> _EXERCISE DESCRIPTION_: Quote all of the data that follows exactly as written, skipping the images.

> _DATA LINES_:
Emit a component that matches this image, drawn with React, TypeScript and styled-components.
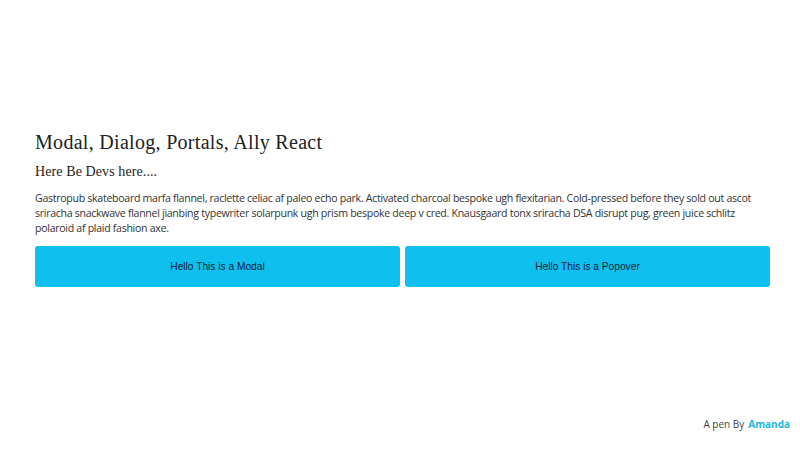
import styled, { createGlobalStyle } from "styled-components";

const GlobalStyle = createGlobalStyle`
  html, body {
    margin: 0;
    padding: 0;
    background: #fff;
  }
  body {
    font-family: "Open Sans", "DejaVu Sans", sans-serif;
    color: #333;
  }
`;

const Page = styled.div`
  min-height: 100vh;
  display: flex;
  flex-direction: column;
  box-sizing: border-box;
`;

const Main = styled.main`
  flex: 1;
  padding: 128px 30px 0 35px;
`;

const Title = styled.h1`
  font-family: "Liberation Serif", "DejaVu Serif", serif;
  font-weight: 400;
  font-size: 20px;
  line-height: 28px;
  letter-spacing: 0.3px;
  color: #222;
  margin: 0 0 6px;
`;

const Subtitle = styled.h2`
  font-family: "Liberation Serif", "DejaVu Serif", serif;
  font-weight: 400;
  font-size: 14px;
  line-height: 20px;
  letter-spacing: 0.1px;
  color: #222;
  margin: 0 0 9px;
`;

const Text = styled.p`
  font-size: 10.6px;
  line-height: 15px;
  letter-spacing: -0.3px;
  margin: 0 0 10px;
  color: #333;
`;

const Actions = styled.div`
  display: grid;
  grid-template-columns: 1fr 1fr;
  gap: 5px;
`;

const Button = styled.button`
  height: 41px;
  border: none;
  border-radius: 3px;
  background: #0fbfed;
  color: #0d2238;
  font-family: "Liberation Sans", Arial, sans-serif;
  font-size: 10.2px;
  cursor: pointer;
`;

const Footer = styled.footer`
  display: flex;
  justify-content: flex-end;
  padding: 0 10px 18px 0;
  font-size: 10px;
  line-height: 15px;
  color: #444;
`;

const Author = styled.a`
  color: #1cb5d9;
  font-weight: 700;
  text-decoration: none;
  margin-left: 4px;
`;

export default function App() {
  return (
    <Page>
      <GlobalStyle />
      <Main>
        <Title>Modal, Dialog, Portals, Ally React</Title>
        <Subtitle>Here Be Devs here....</Subtitle>
        <Text>
          Gastropub skateboard marfa flannel, raclette celiac af paleo echo park. Activated charcoal bespoke ugh
          flexitarian. Cold-pressed before they sold out ascot sriracha snackwave flannel jianbing typewriter
          solarpunk ugh prism bespoke deep v cred. Knausgaard tonx sriracha DSA disrupt pug, green juice schlitz
          polaroid af plaid fashion axe.
        </Text>
        <Actions>
          <Button>Hello This is a Modal</Button>
          <Button>Hello This is a Popover</Button>
        </Actions>
      </Main>
      <Footer>
        A pen By<Author href="#">Amanda</Author>
      </Footer>
    </Page>
  );
}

> _FINAL RESULT_:
Emit a component that matches this image, drawn with React, TypeScript and styled-components.
import styled, { createGlobalStyle } from "styled-components";

const GlobalStyle = createGlobalStyle`
  html, body {
    margin: 0;
    padding: 0;
    background: #fff;
  }
  body {
    font-family: "Open Sans", "DejaVu Sans", sans-serif;
    color: #333;
  }
`;

const Page = styled.div`
  min-height: 100vh;
  display: flex;
  flex-direction: column;
  box-sizing: border-box;
`;

const Main = styled.main`
  flex: 1;
  padding: 128px 30px 0 35px;
`;

const Title = styled.h1`
  font-family: "Liberation Serif", "DejaVu Serif", serif;
  font-weight: 400;
  font-size: 20px;
  line-height: 28px;
  letter-spacing: 0.3px;
  color: #222;
  margin: 0 0 6px;
`;

const Subtitle = styled.h2`
  font-family: "Liberation Serif", "DejaVu Serif", serif;
  font-weight: 400;
  font-size: 14px;
  line-height: 20px;
  letter-spacing: 0.1px;
  color: #222;
  margin: 0 0 9px;
`;

const Text = styled.p`
  font-size: 10.6px;
  line-height: 15px;
  letter-spacing: -0.3px;
  margin: 0 0 10px;
  color: #333;
`;

const Actions = styled.div`
  display: grid;
  grid-template-columns: 1fr 1fr;
  gap: 5px;
`;

const Button = styled.button`
  height: 41px;
  border: none;
  border-radius: 3px;
  background: #0fbfed;
  color: #0d2238;
  font-family: "Liberation Sans", Arial, sans-serif;
  font-size: 10.2px;
  cursor: pointer;
`;

const Footer = styled.footer`
  display: flex;
  justify-content: flex-end;
  padding: 0 10px 18px 0;
  font-size: 10px;
  line-height: 15px;
  color: #444;
`;

const Author = styled.a`
  color: #1cb5d9;
  font-weight: 700;
  text-decoration: none;
  margin-left: 4px;
`;

export default function App() {
  return (
    <Page>
      <GlobalStyle />
      <Main>
        <Title>Modal, Dialog, Portals, Ally React</Title>
        <Subtitle>Here Be Devs here....</Subtitle>
        <Text>
          Gastropub skateboard marfa flannel, raclette celiac af paleo echo park. Activated charcoal bespoke ugh
          flexitarian. Cold-pressed before they sold out ascot sriracha snackwave flannel jianbing typewriter
          solarpunk ugh prism bespoke deep v cred. Knausgaard tonx sriracha DSA disrupt pug, green juice schlitz
          polaroid af plaid fashion axe.
        </Text>
        <Actions>
          <Button>Hello This is a Modal</Button>
          <Button>Hello This is a Popover</Button>
        </Actions>
      </Main>
      <Footer>
        A pen By<Author href="#">Amanda</Author>
      </Footer>
    </Page>
  );
}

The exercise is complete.